Il regista danese Ole Bornedal (Nightwatch – Il guardiano della notte), sotto l’ala protettrice e il marchio di fabbrica di Sam Raimi (La Casa, Spider Man), crea un horror che scava nelle paure primordiali dell’uomo e che si inserisce a pieno titolo nel filone dei film che rappresentano la possessione demoniaca e l’esorcismo.
The Possession, 92′, Usa 2012
Link al Trailer uscita prevista nei cinema italiani: 25 ottobre
Regia: Ole Bornedal
Sceneggiatura: Juliet Snowden, Stiles White
Produzione: Sam Raimi, Robert Tapert
Casa di produzione: Lionsgate e Ghost House Pictures
Cast: Jeffrey Dean Morgan (Clyde), Kyra Sedgwick (Stephanie), Madison Davenport (Hannah), Natasha Calis (Emily)
Clyde e Stephanie, appena divorziati, hanno due bambine: Hannah e Emily. Emily è sempre stata una bambina tranquilla, solare e affettuosa; il suo comportamento, tuttavia, comincia a diventare strano e inspiegabilmente violento dopo essere entrata in possesso di una scatola di legno acquistata ad un mercatino di quartiere. Se inizialmente i suoi genitori non si preoccupano di questo improvviso cambiamento, credendolo frutto della loro recente separazione, in seguito a determinati eventi sono costretti a porsi delle domande, fino a giungere alla conclusione che una forza maligna si sia impossessata della bambina, insediandosi tra loro. Conducendo delle indagini, Clyde scopre che la scatola di Emily era stata costruita per contenere un Dibbuk. Secondo le antiche storie del folklore ebraico, il Dibbuk era uno degli spiriti malvagi che, vagando nel limbo, sopravvivevano unendosi agli esseri umani e, progressivamente, incarnandosi in essi.

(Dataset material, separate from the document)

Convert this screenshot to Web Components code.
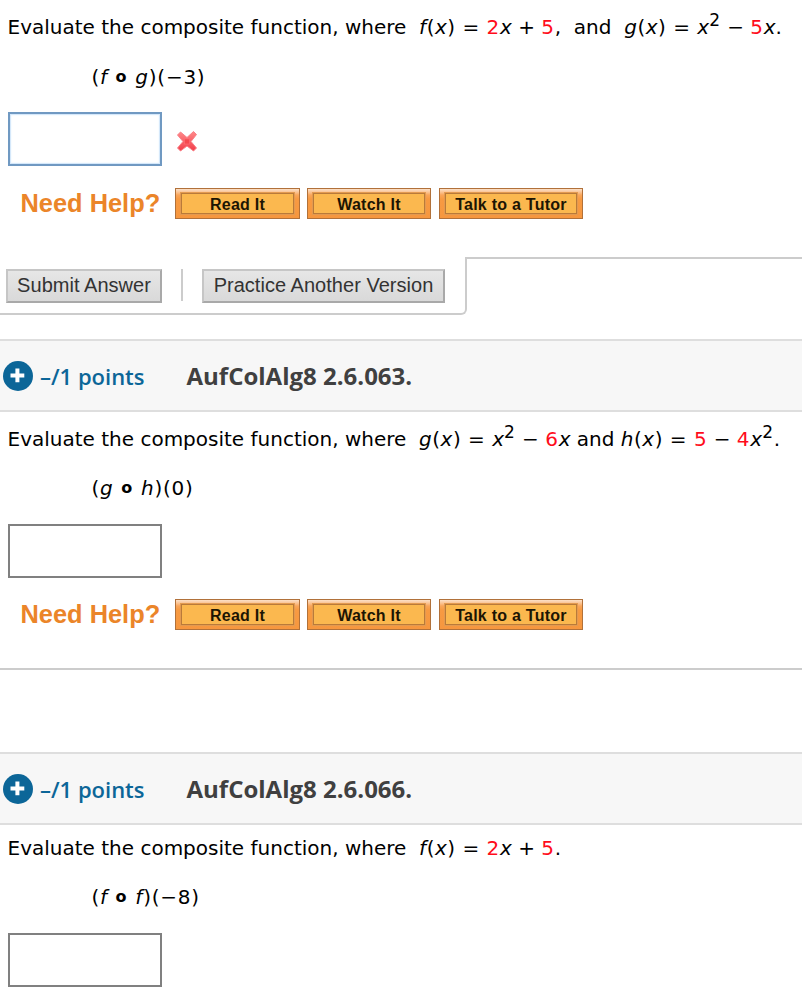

La vicenda è ispirata a una storia vera, dal reale annuncio apparso su E–bay in cui si metteva in vendita una scatola di legno, forse contenente un Dibbuk, che aveva tormentato tutti i suoi proprietari. Il film si apre infatti sulla donna, vecchia proprietaria della scatola, che tenta forse di liberarsene: non solo il suo tentativo fallisce miseramente, ma decreta la sua morte – anticipata dalla caduta dei capelli – in una serie di spasmi convulsi e rantoli agghiaccianti.
The Possession non è molto diverso dai numerosi film del “cinema esorcistico”, nutrito filone del cinema horror, poiché gli ingredienti tipici ci sono tutti: l’inquietudine prima della conferma della possessione, i comportamenti violenti e psicotici dell’indemoniata di turno, l’atto dell’esorcismo vero e proprio accompagnato da urla malefiche, occhi strabuzzati e fughe nel buio. Addirittura Clyde urla più volte un “Prendi me!” che non può non rimandare al capolavoro di Friedkin e alle identiche parole pronunciate da padre Damien Karras; allo stesso modo, la scena della piccola Emily impegnata a mangiare carne cruda davanti alla sua – basita e terrorizzata – madre, riporta alla mente l’Emily Rose dell’omonimo film del 2005 ripresa durante una sana scorpacciata di insetti. La punta di novità è la connotazione ebraica del rito: non si tratta del solito sacerdote che indossa la stola viola benedetta, armato di libro di preghiere e boccetta d’acqua santa, ma di Tzadok, il figlio di un rabbino che mette in scena un esorcismo alternativo, movimentato, ritmico e urlato in stato quasi catatonico.
Il film di Bornedal è ben costruito su giochi di luce e ombra, sul ricordo di musiche inquietantemente appropriate e sull’alternanza di momenti di vita famigliare e momenti di terrore. La carta più efficace del film è l’orrore sotterraneo, che viene soltanto suggerito e non esplicitamente mostrato, che sfrutta le atmosfere per spaventare piuttosto che veri e propri stratagemmi che hanno come risultato l’urlo facile.